─── Raw data ───

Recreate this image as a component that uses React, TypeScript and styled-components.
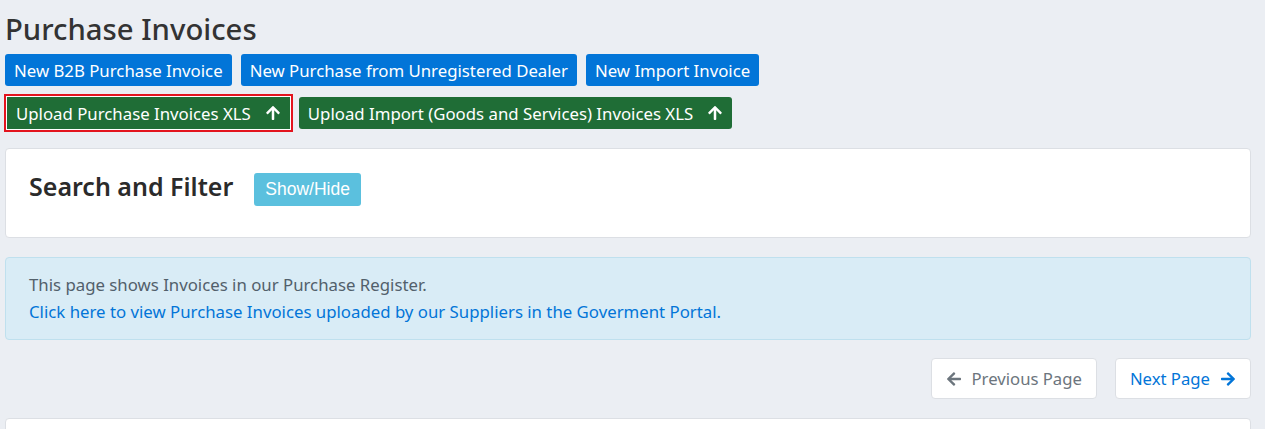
import React from "react";
import styled, { createGlobalStyle } from "styled-components";
import { FaArrowUp, FaArrowLeft, FaArrowRight } from "react-icons/fa";

const GlobalStyle = createGlobalStyle`
  html, body {
    margin: 0;
    padding: 0;
    background: #ebeef3;
    font-family: "Noto Sans", "Open Sans", sans-serif;
    color: #2b2b2b;
  }
  * {
    box-sizing: border-box;
  }
`;

const Page = styled.div`
  padding: 0 14px 0 5px;
`;

const Title = styled.h3`
  margin: 0;
  padding-top: 9px;
  font-size: 29.3px;
  font-weight: 500;
  line-height: 41px;
  color: #333;
`;

const ButtonRow = styled.div<{ $top: number }>`
  display: flex;
  align-items: flex-start;
  gap: 9px;
  margin-top: ${(p) => p.$top}px;
`;

const Button = styled.button<{ $variant: "primary" | "success"; $focused?: boolean }>`
  display: inline-flex;
  align-items: center;
  gap: 14px;
  height: 32px;
  padding: 0 9px;
  border: none;
  border-radius: 3px;
  font-family: inherit;
  font-size: 16.8px;
  color: #fff;
  cursor: pointer;
  background: ${(p) => (p.$variant === "primary" ? "#0275d8" : "#1f6d36")};
  ${(p) =>
    p.$focused &&
    `box-shadow: 0 0 0 1px #fff, 0 0 0 3px #e3141e; border-radius: 0; margin-left: 2px;`}

  svg {
    width: 16px;
    height: 16px;
  }
`;

const Card = styled.div`
  background: #fff;
  border: 1px solid #dcdfe4;
  border-radius: 4px;
`;

const FilterCard = styled(Card)`
  margin-top: 19px;
  padding: 23px 23px 31px;
  display: flex;
  align-items: center;
  gap: 21px;
`;

const CardTitle = styled.h4`
  margin: 0;
  font-size: 25px;
  font-weight: 600;
  color: #2b2b2b;
  position: relative;
  top: -3px;
`;

const InfoButton = styled.button`
  height: 33px;
  padding: 0 11px;
  border: none;
  border-radius: 3px;
  background: #5bc0de;
  color: #fff;
  font-family: "Liberation Sans", Arial, sans-serif;
  font-size: 17.5px;
  cursor: pointer;
`;

const Alert = styled.div`
  margin-top: 19px;
  padding: 13px 23px 14px 23px;
  background: #d9ecf6;
  border: 1px solid #bfe0ee;
  border-radius: 4px;
  font-size: 16.8px;
  line-height: 27px;
  color: #52606b;
`;

const Link = styled.a`
  color: #0275d8;
  text-decoration: none;
  display: block;
`;

const Pager = styled.div`
  display: flex;
  justify-content: flex-end;
  gap: 18px;
  margin-top: 18px;
`;

const PageButton = styled.button<{ $active?: boolean }>`
  display: inline-flex;
  align-items: center;
  gap: 10px;
  height: 41px;
  padding: 0 14px;
  background: #fff;
  border: 1px solid #dcdfe4;
  border-radius: 4px;
  font-family: inherit;
  font-size: 16.7px;
  color: ${(p) => (p.$active ? "#0275d8" : "#6c757d")};
  cursor: pointer;

  svg {
    width: 16px;
    height: 16px;
  }
`;

const TableCard = styled(Card)`
  margin-top: 19px;
  height: 40px;
`;

const App = () => {
  return (
    <Page>
      <GlobalStyle />
      <Title>Purchase Invoices</Title>
      <ButtonRow $top={4}>
        <Button $variant="primary">New B2B Purchase Invoice</Button>
        <Button $variant="primary">New Purchase from Unregistered Dealer</Button>
        <Button $variant="primary">New Import Invoice</Button>
      </ButtonRow>
      <ButtonRow $top={11}>
        <Button $variant="success" $focused>
          Upload Purchase Invoices XLS <FaArrowUp />
        </Button>
        <Button $variant="success">
          Upload Import (Goods and Services) Invoices XLS <FaArrowUp />
        </Button>
      </ButtonRow>
      <FilterCard>
        <CardTitle>Search and Filter</CardTitle>
        <InfoButton>Show/Hide</InfoButton>
      </FilterCard>
      <Alert>
        This page shows Invoices in our Purchase Register.
        <Link href="#">
          Click here to view Purchase Invoices uploaded by our Suppliers in the Goverment Portal.
        </Link>
      </Alert>
      <Pager>
        <PageButton>
          <FaArrowLeft /> Previous Page
        </PageButton>
        <PageButton $active>
          Next Page <FaArrowRight />
        </PageButton>
      </Pager>
      <TableCard />
    </Page>
  );
};

export default App;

───

Task to complete:
Could you repeat all of the material exactly? Pictures should not be copied.

Final result:
Recreate this image as a component that uses React, TypeScript and styled-components.
import React from "react";
import styled, { createGlobalStyle } from "styled-components";
import { FaArrowUp, FaArrowLeft, FaArrowRight } from "react-icons/fa";

const GlobalStyle = createGlobalStyle`
  html, body {
    margin: 0;
    padding: 0;
    background: #ebeef3;
    font-family: "Noto Sans", "Open Sans", sans-serif;
    color: #2b2b2b;
  }
  * {
    box-sizing: border-box;
  }
`;

const Page = styled.div`
  padding: 0 14px 0 5px;
`;

const Title = styled.h3`
  margin: 0;
  padding-top: 9px;
  font-size: 29.3px;
  font-weight: 500;
  line-height: 41px;
  color: #333;
`;

const ButtonRow = styled.div<{ $top: number }>`
  display: flex;
  align-items: flex-start;
  gap: 9px;
  margin-top: ${(p) => p.$top}px;
`;

const Button = styled.button<{ $variant: "primary" | "success"; $focused?: boolean }>`
  display: inline-flex;
  align-items: center;
  gap: 14px;
  height: 32px;
  padding: 0 9px;
  border: none;
  border-radius: 3px;
  font-family: inherit;
  font-size: 16.8px;
  color: #fff;
  cursor: pointer;
  background: ${(p) => (p.$variant === "primary" ? "#0275d8" : "#1f6d36")};
  ${(p) =>
    p.$focused &&
    `box-shadow: 0 0 0 1px #fff, 0 0 0 3px #e3141e; border-radius: 0; margin-left: 2px;`}

  svg {
    width: 16px;
    height: 16px;
  }
`;

const Card = styled.div`
  background: #fff;
  border: 1px solid #dcdfe4;
  border-radius: 4px;
`;

const FilterCard = styled(Card)`
  margin-top: 19px;
  padding: 23px 23px 31px;
  display: flex;
  align-items: center;
  gap: 21px;
`;

const CardTitle = styled.h4`
  margin: 0;
  font-size: 25px;
  font-weight: 600;
  color: #2b2b2b;
  position: relative;
  top: -3px;
`;

const InfoButton = styled.button`
  height: 33px;
  padding: 0 11px;
  border: none;
  border-radius: 3px;
  background: #5bc0de;
  color: #fff;
  font-family: "Liberation Sans", Arial, sans-serif;
  font-size: 17.5px;
  cursor: pointer;
`;

const Alert = styled.div`
  margin-top: 19px;
  padding: 13px 23px 14px 23px;
  background: #d9ecf6;
  border: 1px solid #bfe0ee;
  border-radius: 4px;
  font-size: 16.8px;
  line-height: 27px;
  color: #52606b;
`;

const Link = styled.a`
  color: #0275d8;
  text-decoration: none;
  display: block;
`;

const Pager = styled.div`
  display: flex;
  justify-content: flex-end;
  gap: 18px;
  margin-top: 18px;
`;

const PageButton = styled.button<{ $active?: boolean }>`
  display: inline-flex;
  align-items: center;
  gap: 10px;
  height: 41px;
  padding: 0 14px;
  background: #fff;
  border: 1px solid #dcdfe4;
  border-radius: 4px;
  font-family: inherit;
  font-size: 16.7px;
  color: ${(p) => (p.$active ? "#0275d8" : "#6c757d")};
  cursor: pointer;

  svg {
    width: 16px;
    height: 16px;
  }
`;

const TableCard = styled(Card)`
  margin-top: 19px;
  height: 40px;
`;

const App = () => {
  return (
    <Page>
      <GlobalStyle />
      <Title>Purchase Invoices</Title>
      <ButtonRow $top={4}>
        <Button $variant="primary">New B2B Purchase Invoice</Button>
        <Button $variant="primary">New Purchase from Unregistered Dealer</Button>
        <Button $variant="primary">New Import Invoice</Button>
      </ButtonRow>
      <ButtonRow $top={11}>
        <Button $variant="success" $focused>
          Upload Purchase Invoices XLS <FaArrowUp />
        </Button>
        <Button $variant="success">
          Upload Import (Goods and Services) Invoices XLS <FaArrowUp />
        </Button>
      </ButtonRow>
      <FilterCard>
        <CardTitle>Search and Filter</CardTitle>
        <InfoButton>Show/Hide</InfoButton>
      </FilterCard>
      <Alert>
        This page shows Invoices in our Purchase Register.
        <Link href="#">
          Click here to view Purchase Invoices uploaded by our Suppliers in the Goverment Portal.
        </Link>
      </Alert>
      <Pager>
        <PageButton>
          <FaArrowLeft /> Previous Page
        </PageButton>
        <PageButton $active>
          Next Page <FaArrowRight />
        </PageButton>
      </Pager>
      <TableCard />
    </Page>
  );
};

export default App;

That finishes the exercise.